Swine flu and the financial crisis


I guess that Swine Flu is a bit like the financial crisis, in a way. One started in the US on the back of bad policy – forcing banks to lend to minorities who couldn't repay, bad regulation, the government creating lenders who were too big to fail – and the other came from Mexico, with bad farming practices.

They both infected other countries with alarming speed, thanks in one case to modern electronic communications and in the other to daily international air travel. They remind us what a small, interconnected global village we now live in.

They are both things we have not seen before, since 1933 in one case and 1918 in the other, and since then, things have changed (financial institutions and trade, viral strains). So we don't really know how to cure them.

They've both caused panics which seem disproportionate to the reality. As ASI author Terence O'Halloran pointed out in a letter to the Daily Telegraph on Friday, 36,000 people a year routinely die of seasonal flu in the United States, but there was hysteria over a single death from Swine Flu. And both have a real impact on the economy and on output.

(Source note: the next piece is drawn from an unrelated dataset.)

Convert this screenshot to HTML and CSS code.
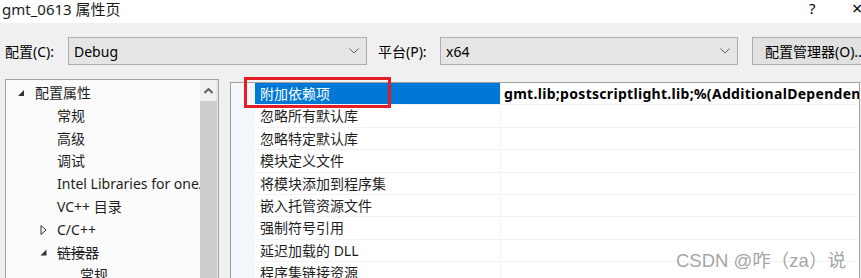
FILE: index.html
```html
<!DOCTYPE html>
<html lang="zh-CN">
<head>
  <meta charset="UTF-8" />
  <title>gmt_0613 属性页</title>
  <link rel="stylesheet" href="styles.css">
</head>
<body>
  <div class="titlebar">
    <span class="title">gmt_0613 属性页</span>
    <span class="help">?</span>
    <span class="close">×</span>
  </div>

  <div class="toolbar">
    <label class="lbl">配置(C):</label>
    <div class="combo combo-config">
      <span>Debug</span>
      <svg class="chev" width="10" height="6" viewBox="0 0 10 6"><path d="M0.5 0.5 L5 5 L9.5 0.5" fill="none" stroke="#606060" stroke-width="1"/></svg>
    </div>
    <label class="lbl lbl-platform">平台(P):</label>
    <div class="combo combo-platform">
      <span>x64</span>
      <svg class="chev" width="10" height="6" viewBox="0 0 10 6"><path d="M0.5 0.5 L5 5 L9.5 0.5" fill="none" stroke="#606060" stroke-width="1"/></svg>
    </div>
    <button class="btn">配置管理器(O)...</button>
  </div>

  <div class="main">
    <div class="tree-panel">
      <ul class="tree">
        <li class="lvl0"><svg class="tri" width="6" height="6" viewBox="0 0 6 6"><polygon points="6,0 6,6 0,6" fill="#333"/></svg>配置属性</li>
        <li class="lvl1">常规</li>
        <li class="lvl1">高级</li>
        <li class="lvl1">调试</li>
        <li class="lvl1">Intel Libraries for oneAPI</li>
        <li class="lvl1">VC++ 目录</li>
        <li class="lvl1 has-tri"><svg class="tri" width="7" height="10" viewBox="0 0 7 10"><polygon points="1,0.5 6,5 1,9.5" fill="none" stroke="#333" stroke-width="1"/></svg>C/C++</li>
        <li class="lvl1 has-tri struck"><svg class="tri" width="7" height="7" viewBox="0 0 7 7"><polygon points="6.5,0.5 6.5,6.5 0.5,6.5" fill="#333"/></svg><span>链接器</span></li>
        <li class="lvl2">常规</li>
      </ul>
      <div class="scrollbar">
        <div class="scroll-up"><svg width="9" height="6" viewBox="0 0 9 6"><path d="M0.5 5 L4.5 1 L8.5 5" fill="none" stroke="#606060" stroke-width="2"/></svg></div>
        <div class="thumb"></div>
      </div>
    </div>

    <div class="grid-panel">
      <div class="gutter"></div>
      <div class="grid">
        <div class="row selected"><div class="name">附加依赖项</div><div class="value">gmt.lib;postscriptlight.lib;%(AdditionalDependencies)</div></div>
        <div class="row"><div class="name">忽略所有默认库</div><div class="value"></div></div>
        <div class="row"><div class="name">忽略特定默认库</div><div class="value"></div></div>
        <div class="row"><div class="name">模块定义文件</div><div class="value"></div></div>
        <div class="row"><div class="name">将模块添加到程序集</div><div class="value"></div></div>
        <div class="row"><div class="name">嵌入托管资源文件</div><div class="value"></div></div>
        <div class="row"><div class="name">强制符号引用</div><div class="value"></div></div>
        <div class="row"><div class="name">延迟加载的 DLL</div><div class="value"></div></div>
        <div class="row"><div class="name">程序集链接资源</div><div class="value"></div></div>
      </div>
    </div>
  </div>

  <div class="highlight"></div>
  <div class="watermark">CSDN @咋（za）说</div>
</body>
</html>
```

FILE: styles.css
```css
* {
  box-sizing: border-box;
}

body {
  margin: 0;
  width: 861px;
  height: 278px;
  overflow: hidden;
  position: relative;
  background-color: #f0f0f0;
  font-family: "Noto Sans", "Noto Sans CJK SC", sans-serif;
  font-size: 14px;
  color: #000;
}

.titlebar {
  height: 23px;
  background: #fff;
  display: flex;
  align-items: flex-start;
  position: relative;
}

.titlebar .title {
  margin-left: 2px;
  margin-top: -2px;
  font-size: 15px;
  color: #1a1a1a;
}

.titlebar .help {
  position: absolute;
  left: 809px;
  top: -2px;
  font-size: 15px;
}

.titlebar .close {
  position: absolute;
  left: 852px;
  top: -4px;
  font-size: 18px;
}

.toolbar {
  margin-top: 14px;
  height: 28px;
  display: flex;
  align-items: center;
}

.toolbar > * {
  flex-shrink: 0;
}

.lbl {
  margin-left: 5px;
  width: 63px;
}

.lbl-platform {
  margin-left: 11px;
  width: 62px;
}

.combo {
  height: 28px;
  background: #e5e5e5;
  border: 1px solid #adadad;
  display: flex;
  align-items: center;
  justify-content: space-between;
  padding: 0 7px 0 5px;
}

.combo-config {
  width: 299px;
}

.combo-platform {
  width: 298px;
}

.btn {
  margin-left: 14px;
  height: 28px;
  width: 120px;
  background: #e1e1e1;
  border: 1px solid #adadad;
  font-family: inherit;
  font-size: 14px;
  text-align: left;
  padding: 0 0 0 12px;
  white-space: nowrap;
  overflow: hidden;
}

.main {
  display: flex;
  align-items: flex-start;
  margin-top: 14px;
}

.tree-panel {
  margin-left: 5px;
  width: 214px;
  height: 220px;
  border: 1px solid #a0a0a0;
  border-bottom: none;
  background: #fff;
  display: flex;
}

.tree {
  flex: 1;
  list-style: none;
  margin: 0;
  padding: 2px 0 0 0;
  overflow: hidden;
  background: #fbfbfb;
}

.tree li {
  height: 22.8px;
  line-height: 22.8px;
  white-space: nowrap;
  display: flex;
  align-items: center;
  color: #1e1e1e;
}

.tree .lvl0 {
  padding-left: 12px;
}

.tree .lvl0 .tri {
  margin-right: 11px;
}

.tree .lvl1 {
  padding-left: 51px;
}

.tree .lvl1.has-tri {
  padding-left: 34px;
}

.tree .has-tri .tri {
  margin-right: 10px;
}

.tree .lvl2 {
  padding-left: 74px;
}

.tree .struck span {
  text-decoration: line-through;
  text-decoration-color: #333;
}

.scrollbar {
  width: 18px;
  background: #f0f0f0;
  border-right: 2px solid #e6e6e6;
  display: flex;
  flex-direction: column;
}

.scroll-up {
  height: 21px;
  display: flex;
  justify-content: center;
  align-items: center;
}

.thumb {
  flex: 1;
  background: #cdcdcd;
  width: 17px;
}

.grid-panel {
  margin-left: 11px;
  margin-top: 3px;
  width: 630px;
  height: 220px;
  border: 1px solid #a0a0a0;
  border-bottom: none;
  background: #fff;
  display: flex;
}

.gutter {
  width: 24px;
  background: #f3f7fc;
}

.grid {
  flex: 1;
  overflow: hidden;
}

.row {
  display: flex;
  height: 22.4px;
  border-bottom: 1px solid #f0f3f8;
}

.row .name {
  width: 246px;
  padding-left: 5px;
  line-height: 21px;
  white-space: nowrap;
  color: #1e1e1e;
  border-right: 1px solid #f0f3f8;
}

.row .value {
  flex: 1;
  padding-left: 3px;
  line-height: 21px;
  white-space: nowrap;
  overflow: hidden;
  font-weight: bold;
  letter-spacing: 0.3px;
}

.row.selected .name {
  background: #0078d7;
  color: #fff;
}

.highlight {
  position: absolute;
  left: 244px;
  top: 77px;
  width: 147px;
  height: 31px;
  border: 3px solid #e41e22;
}

.watermark {
  position: absolute;
  left: 676px;
  top: 246px;
  font-family: "Liberation Sans", "Noto Sans CJK SC", sans-serif;
  font-size: 18.5px;
  color: rgba(140, 140, 140, 0.8);
  text-shadow: 0 0 2px #fff;
}
```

Ultimately it will not be elaborate technologies that defeat them, but basic, sound, common sense. Keynesian makework programmes, massive borrowing and quantitative easing will not cure the financial problem. Only sound money, freer trade, lower tax and regulatory burdens on business and better (not more) regulation on the banks will cure the financial problem. And sound hygiene, and putting infected people (like infected assets) into isolation will have more effect on Swine Flu than any of the latest anti-virals.

And we will learn that, just as the human body has amazing powers of fighting infection and recuperating from it, so does market capitalism have amazing powers to restore itself to health. Provided that the policy doctors let it, of course.